The researchers developed a new AI framework that uses a novel mathematical approach to generate high-quality and diverse sequences. This framework also allows for training-free guidance, enabling precise control over the desired properties of the generated sequences.
Why it matters?
This work matters because it can accelerate the design of new biological sequences with specific functions, which could have significant applications in areas like medicine and biotechnology, such as developing treatments for rare diseases.
Abstract
Flow matching in the continuous simplex has emerged as a promising strategy for DNA sequence design, but struggles to scale to higher simplex dimensions required for peptide and protein generation. We introduce Gumbel-Softmax Flow and Score Matching, a generative framework on the simplex based on a novel Gumbel-Softmax interpolant with a time-dependent temperature. Using this interpolant, we introduce Gumbel-Softmax Flow Matching by deriving a parameterized velocity field that transports from smooth categorical distributions to distributions concentrated at a single vertex of the simplex. We alternatively present Gumbel-Softmax Score Matching which learns to regress the gradient of the probability density.
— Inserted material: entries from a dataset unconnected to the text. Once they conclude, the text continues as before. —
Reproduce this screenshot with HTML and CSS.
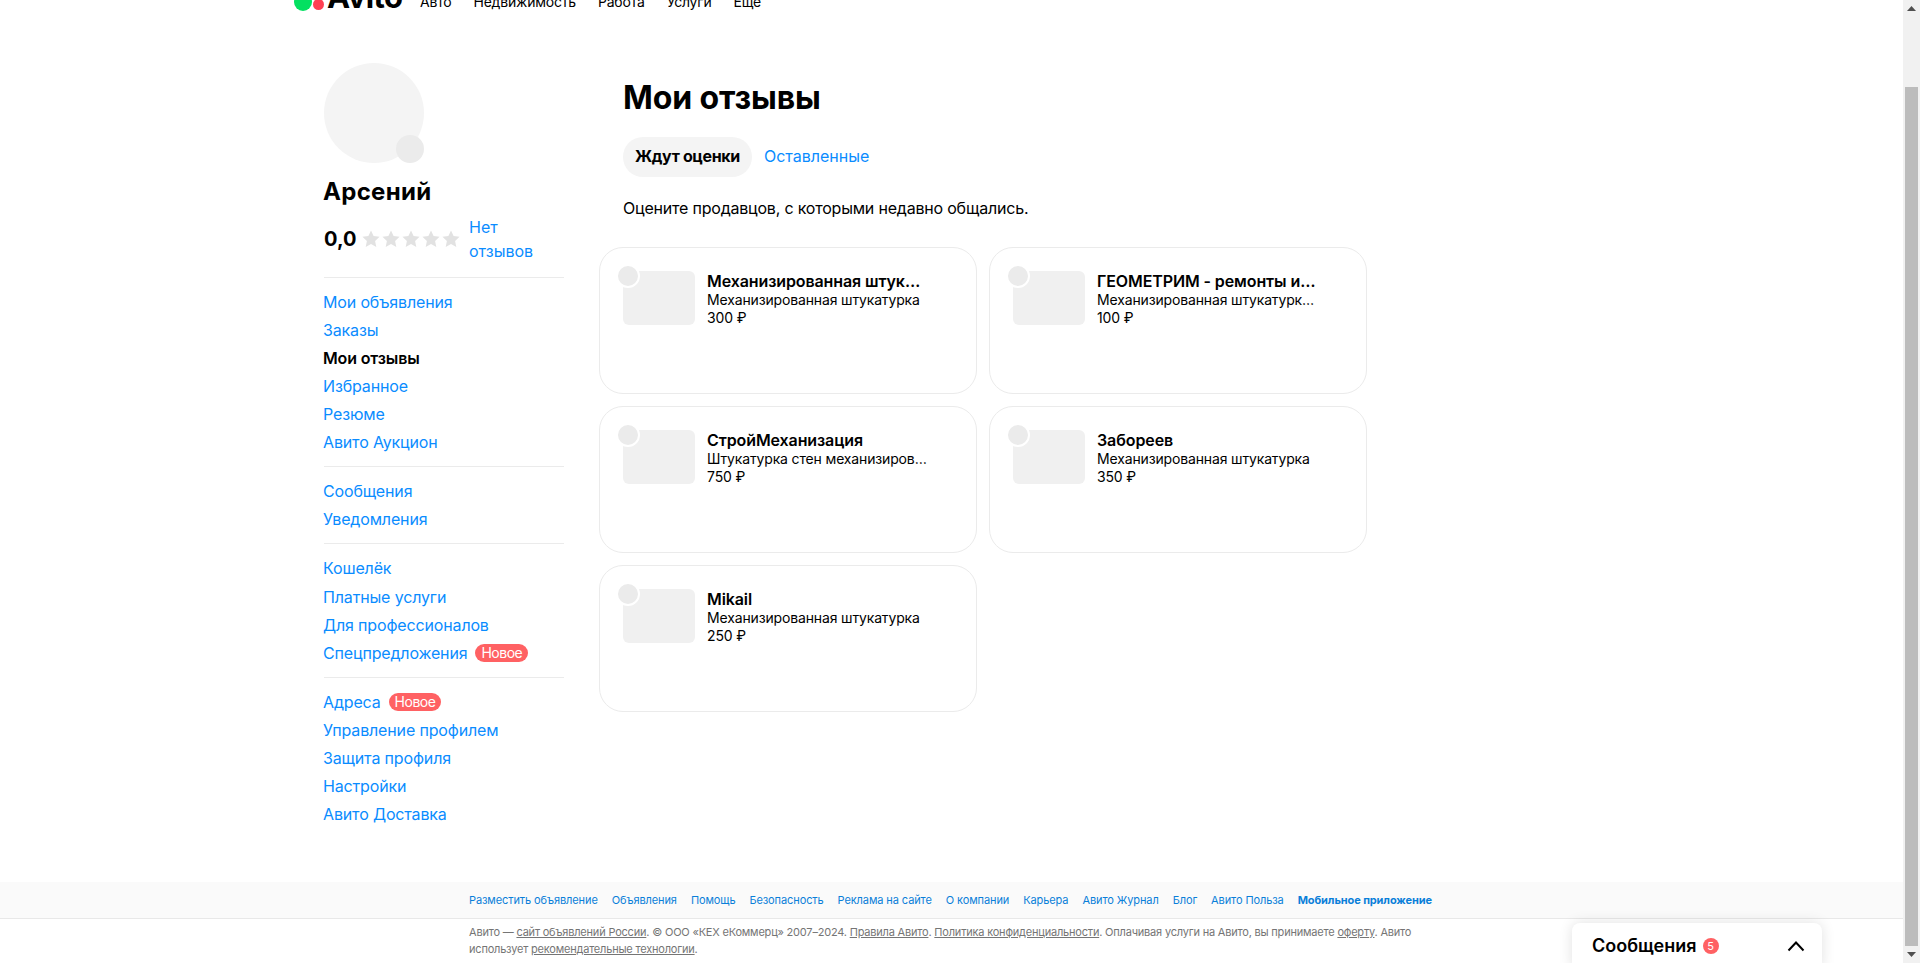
FILE: index.html
```html
<!DOCTYPE html>
<html lang="ru">
<head>
<meta charset="utf-8">
<title>Мои отзывы</title>
<link rel="stylesheet" href="styles.css">
</head>
<body>
<div class="app">
  <div class="page">
    <header class="topbar">
      <div class="logo">
        <span class="dot-green"></span><span class="dot-red"></span><span class="logo-text">Avito</span>
      </div>
      <nav class="topnav">
        <a>Авто</a><a>Недвижимость</a><a>Работа</a><a>Услуги</a><a>Ещё</a>
      </nav>
    </header>
    <main class="layout">
      <aside class="sidebar">
        <div class="avatar"><span class="avatar-badge"></span></div>
        <h2 class="username">Арсений</h2>
        <div class="rating">
          <span class="score">0,0</span>
          <span class="stars">
            <svg viewBox="0 0 20 20"><path d="M10 1.5l2.6 5.6 6 .7-4.5 4.1 1.2 6L10 15l-5.3 2.9 1.2-6L1.400 7.800l6-.7z"/></svg>
            <svg viewBox="0 0 20 20"><path d="M10 1.5l2.6 5.6 6 .7-4.5 4.1 1.2 6L10 15l-5.3 2.9 1.2-6L1.400 7.800l6-.7z"/></svg>
            <svg viewBox="0 0 20 20"><path d="M10 1.5l2.6 5.6 6 .7-4.5 4.1 1.2 6L10 15l-5.3 2.9 1.2-6L1.400 7.800l6-.7z"/></svg>
            <svg viewBox="0 0 20 20"><path d="M10 1.5l2.6 5.6 6 .7-4.5 4.1 1.2 6L10 15l-5.3 2.9 1.2-6L1.400 7.800l6-.7z"/></svg>
            <svg viewBox="0 0 20 20"><path d="M10 1.5l2.6 5.6 6 .7-4.5 4.1 1.2 6L10 15l-5.3 2.9 1.2-6L1.400 7.800l6-.7z"/></svg>
          </span>
          <a class="reviews-link">Нет отзывов</a>
        </div>
        <ul class="menu">
          <li><a>Мои объявления</a></li>
          <li><a>Заказы</a></li>
          <li class="active"><a>Мои отзывы</a></li>
          <li><a>Избранное</a></li>
          <li><a>Резюме</a></li>
          <li><a>Авито Аукцион</a></li>
        </ul>
        <ul class="menu">
          <li><a>Сообщения</a></li>
          <li><a>Уведомления</a></li>
        </ul>
        <ul class="menu menu-wallet">
          <li><a>Кошелёк</a></li>
          <li><a>Платные услуги</a></li>
          <li><a>Для профессионалов</a></li>
          <li><a>Спецпредложения</a><span class="tag">Новое</span></li>
        </ul>
        <ul class="menu">
          <li><a>Адреса</a><span class="tag">Новое</span></li>
          <li><a>Управление профилем</a></li>
          <li><a>Защита профиля</a></li>
          <li><a>Настройки</a></li>
          <li><a>Авито Доставка</a></li>
        </ul>
      </aside>
      <section class="content">
        <h1 class="title">Мои отзывы</h1>
        <div class="tabs">
          <span class="tab tab-active">Ждут оценки</span>
          <a class="tab">Оставленные</a>
        </div>
        <p class="lead">Оцените продавцов, с которыми недавно общались.</p>
        <div class="cards">
          <article class="card">
            <div class="thumb"><span class="thumb-dot"></span></div>
            <div class="card-text">
              <div class="card-title">Механизированная штукатурка</div>
              <div class="card-sub">Механизированная штукатурка</div>
              <div class="card-price">300 ₽</div>
            </div>
          </article>
          <article class="card">
            <div class="thumb"><span class="thumb-dot"></span></div>
            <div class="card-text">
              <div class="card-title">ГЕОМЕТРИМ - ремонты и отделка</div>
              <div class="card-sub">Механизированная штукатурка стен</div>
              <div class="card-price">100 ₽</div>
            </div>
          </article>
          <article class="card">
            <div class="thumb"><span class="thumb-dot"></span></div>
            <div class="card-text">
              <div class="card-title">СтройМеханизация</div>
              <div class="card-sub">Штукатурка стен механизированная</div>
              <div class="card-price">750 ₽</div>
            </div>
          </article>
          <article class="card">
            <div class="thumb"><span class="thumb-dot"></span></div>
            <div class="card-text">
              <div class="card-title">Забореев</div>
              <div class="card-sub">Механизированная штукатурка</div>
              <div class="card-price">350 ₽</div>
            </div>
          </article>
          <article class="card">
            <div class="thumb"><span class="thumb-dot"></span></div>
            <div class="card-text">
              <div class="card-title">Mikail</div>
              <div class="card-sub">Механизированная штукатурка</div>
              <div class="card-price">250 ₽</div>
            </div>
          </article>
        </div>
      </section>
    </main>
    <footer class="footer">
      <div class="footer-links">
        <a>Разместить объявление</a><a>Объявления</a><a>Помощь</a><a>Безопасность</a><a>Реклама на сайте</a><a>О компании</a><a>Карьера</a><a>Авито Журнал</a><a>Блог</a><a>Авито Польза</a><a class="strong">Мобильное приложение</a>
      </div>
      <p class="legal">Авито — <a>сайт объявлений России</a>. © ООО «КЕХ еКоммерц» 2007–2024. <a>Правила Авито</a>. <a>Политика конфиденциальности</a>. Оплачивая услуги на Авито, вы принимаете <a>оферту</a>. Авито использует <a>рекомендательные технологии</a>.</p>
    </footer>
    <div class="messenger">
      <span class="messenger-label">Сообщения</span>
      <span class="messenger-count">5</span>
      <svg class="messenger-chevron" viewBox="0 0 20 20"><path d="M2.500 14.500l7.500-8 7.500 8" fill="none" stroke="#000" stroke-width="2"/></svg>
    </div>
  </div>
  <div class="scrollbar">
    <svg class="arrow" viewBox="0 0 17 17"><path d="M8.500 6L13 11H4z"/></svg>
    <div class="thumb-track"><div class="scroll-thumb"></div></div>
    <svg class="arrow" viewBox="0 0 17 17"><path d="M8.500 11L4 6h9z"/></svg>
  </div>
</div>
</body>
</html>
```
FILE: styles.css
```css
* { box-sizing: border-box; }
html, body { margin: 0; height: 100%; overflow: hidden; }
body { font-family: Inter, "Noto Sans", sans-serif; color: #000; background: #fff; font-size: 16px; }
a { color: #0a8cff; text-decoration: none; }
ul { list-style: none; margin: 0; padding: 0; }
h1, h2, p { margin: 0; }

.app { display: flex; height: 963px; }
.page { flex: 1; min-width: 0; display: flex; flex-direction: column; position: relative; }

.topbar { height: 12px; padding-left: 294px; display: flex; align-items: flex-end; overflow: hidden; flex: none; }
.logo { display: flex; align-items: flex-end; width: 126px; flex: none; height: 30px; }
.dot-green { width: 18px; height: 18px; border-radius: 50%; background: #04e061; flex: none; margin-bottom: 1px; }
.dot-red { width: 11px; height: 11px; border-radius: 50%; background: #ff4053; margin-left: 1px; margin-bottom: 2px; flex: none; }
.logo-text { font-size: 31px; font-weight: 700; line-height: 30px; margin-left: 3px; margin-bottom: 0; letter-spacing: -0.5px; }
.topnav { display: flex; gap: 22px; font-size: 14px; line-height: 20px; letter-spacing: -0.2px; flex: none; }
.topnav a { color: #000; }

.layout { display: flex; padding: 51px 0 0 324px; gap: 59px; flex: 1; min-height: 0; }
.sidebar { width: 240px; flex: none; }
.avatar { width: 100px; height: 100px; border-radius: 50%; background: #f4f4f4; position: relative; }
.avatar-badge { position: absolute; right: 0; bottom: 0; width: 28px; height: 28px; border-radius: 50%; background: #ebebeb; }
.username { font-size: 24px; line-height: 32px; font-weight: 700; margin: 13px 0 0 -1px; letter-spacing: 0.3px; }
.rating { display: flex; align-items: center; margin-top: 7px; padding-bottom: 14px; }
.score { font-size: 20px; font-weight: 700; line-height: 24px; width: 37px; flex: none; }
.stars { display: flex; width: 108px; flex: none; }
.stars svg { width: 20px; height: 20px; fill: #e2e2e2; flex: none; }
.reviews-link { width: 70px; line-height: 24px; font-size: 16px; }

.menu { border-top: 1px solid #ebebeb; padding: 10px 0; letter-spacing: -0.15px; }
.menu li { height: 28px; line-height: 28px; display: flex; align-items: center; white-space: nowrap; font-size: 16px; margin-left: -1px; }
.menu-wallet li:first-child { height: 29px; padding-bottom: 1px; }
.menu li.active a { color: #000; font-weight: 600; }
.tag { background: #ff6163; color: #fff; font-size: 14px; line-height: 18px; height: 18px; padding: 0 6px; border-radius: 9px; margin-left: 8px; letter-spacing: -0.5px; }

.content { flex: 1; min-width: 0; padding-top: 15px; }
.title { font-size: 32px; line-height: 40px; font-weight: 700; letter-spacing: -0.1px; }
.tabs { display: flex; align-items: center; margin-top: 19px; gap: 12px; }
.tab { font-size: 16px; line-height: 24px; padding: 7px 0 9px; }
.tab-active { background: #f4f4f4; font-weight: 700; padding: 7px 12px 9px; border-radius: 20px; height: 40px; letter-spacing: -0.35px; }
.lead { margin-top: 19px; line-height: 24px; letter-spacing: -0.2px; }
.cards { display: grid; grid-template-columns: 378px 378px; grid-auto-rows: 147px; gap: 12px; margin: 27px 0 0 -24px; }
.card { border: 1px solid #ebebeb; border-radius: 24px; padding: 23px; display: flex; gap: 12px; min-width: 0; }
.thumb { width: 72px; height: 54px; background: #f0f0f0; border-radius: 6px; position: relative; flex: none; }
.thumb-dot { position: absolute; left: -7px; top: -7px; width: 24px; height: 24px; border-radius: 50%; background: #ebebeb; border: 2px solid #fff; }
.card-text { width: 221px; flex: none; }
.card-title, .card-sub { white-space: nowrap; overflow: hidden; text-overflow: ellipsis; }
.card-title { font-size: 16px; line-height: 20px; font-weight: 600; letter-spacing: -0.1px; }
.card-sub, .card-price { font-size: 14px; line-height: 18px; letter-spacing: -0.15px; }

.footer { flex: none; height: 81px; background: linear-gradient(#fafafa 0 36px, #e8e8e8 36px 37px, #fff 37px); }
.footer-links { display: flex; gap: 14px; height: 36px; align-items: center; padding-left: 469px; font-size: 11px; letter-spacing: -0.1px; }
.footer-links a { color: #0a7fd9; white-space: nowrap; }
.footer-links .strong { font-weight: 700; }
.legal { margin: 6px 0 0 469px; width: 950px; font-size: 11px; line-height: 17px; color: #757575; letter-spacing: -0.2px; }
.legal a { color: #757575; text-decoration: underline; }

.messenger { position: absolute; left: 1572px; top: 923px; width: 250px; height: 45px; background: #fff; border-radius: 8px 8px 0 0; box-shadow: 0 0 14px rgba(0,0,0,.12); display: flex; align-items: center; padding: 0 16px 0 20px; }
.messenger-label { font-size: 18px; font-weight: 600; }
.messenger-count { width: 16px; height: 16px; border-radius: 50%; background: #ff6163; color: #fff; font-size: 11px; line-height: 16px; text-align: center; margin-left: 6px; }
.messenger-chevron { width: 20px; height: 20px; margin-left: auto; }

.scrollbar { width: 17px; flex: none; background: #f1f1f1; display: flex; flex-direction: column; }
.arrow { width: 17px; height: 17px; fill: #505050; flex: none; }
.thumb-track { flex: 1; padding-top: 70px; display: flex; }
.scroll-thumb { width: 13px; margin: 0 2px; background: #bcbcbc; flex: 1; }
```
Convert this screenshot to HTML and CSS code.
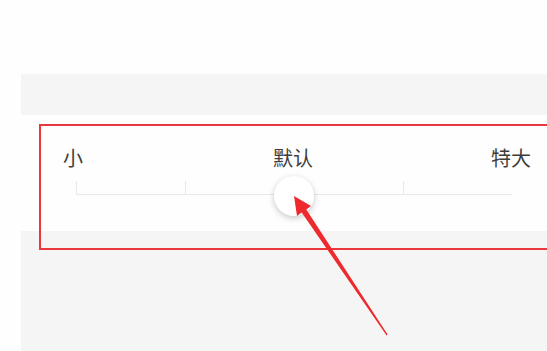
FILE: index.html
```html
<!DOCTYPE html>
<html lang="zh-CN">
<head>
    <meta charset="UTF-8">
    <meta name="viewport" content="width=device-width, initial-scale=1.0">
    <title>字体大小</title>
    <link rel="stylesheet" href="styles.css">
</head>
<body>
    <div class="panel">
        <div class="card">
            <div class="labels">
                <span>小</span>
                <span class="mid">默认</span>
                <span>特大</span>
            </div>
            <div class="track">
                <div class="seg"></div>
                <div class="seg"></div>
                <div class="seg"></div>
                <div class="seg"></div>
                <div class="knob"></div>
            </div>
        </div>
    </div>

    <!-- annotation overlay -->
    <div class="highlight"></div>
    <svg class="arrow" width="547" height="351" viewBox="0 0 547 351">
        <polygon fill="#ee2a2e" points="294,196 311,206 306.3,209.4 387.6,334.6 386.6,335.4 301.7,212.6 297,216"/>
    </svg>
</body>
</html>
```

FILE: styles.css
```css
* {
    margin: 0;
    padding: 0;
    box-sizing: border-box;
}

body {
    font-family: "Noto Sans CJK SC", "Noto Sans", sans-serif;
    background: #fefefe;
    height: 351px;
    overflow: hidden;
    position: relative;
}

.panel {
    margin: 74px 0 0 21px;
    padding-top: 41px;
    height: 277px;
    background: #f5f5f5;
}

.card {
    background: #fefefe;
    height: 116px;
    padding: 31px 0 0 42px;
}

.labels {
    display: flex;
    justify-content: space-between;
    width: 468px;
    font-size: 20px;
    line-height: 24px;
    color: #3d3d3d;
}

.labels .mid {
    margin-left: 12px;
}

.track {
    position: relative;
    display: flex;
    width: 436px;
    height: 14px;
    margin: 11px 0 0 13px;
    border-bottom: 1px solid #e8e8e8;
}

.seg {
    flex: 1;
    border-left: 1px solid #e8e8e8;
}

.seg:last-of-type {
    border-right: 1px solid #e8e8e8;
}

.knob {
    position: absolute;
    left: 198px;
    top: -5px;
    width: 40px;
    height: 40px;
    border-radius: 50%;
    background: #fff;
    box-shadow: 0 2px 6px rgba(0, 0, 0, 0.22);
}

.highlight {
    position: absolute;
    left: 39px;
    top: 124px;
    width: 530px;
    height: 126px;
    border: 2px solid #e8383d;
}

.arrow {
    position: absolute;
    left: 0;
    top: 0;
}
```
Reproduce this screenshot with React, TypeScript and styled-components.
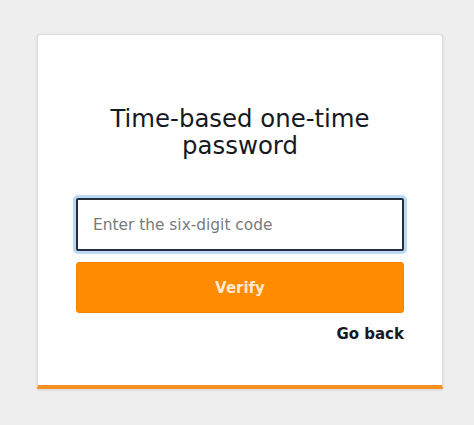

Our framework enables high-quality, diverse generation and scales efficiently to higher-dimensional simplices. To enable training-free guidance, we propose Straight-Through Guided Flows (STGFlow), a classifier-based guidance method that leverages straight-through estimators to steer the unconditional velocity field toward optimal vertices of the simplex. STGFlow enables efficient inference-time guidance using classifiers pre-trained on clean sequences, and can be used with any discrete flow method. Together, these components form a robust framework for controllable de novo sequence generation. We demonstrate state-of-the-art performance in conditional DNA promoter design, sequence-only protein generation, and target-binding peptide design for rare disease treatment.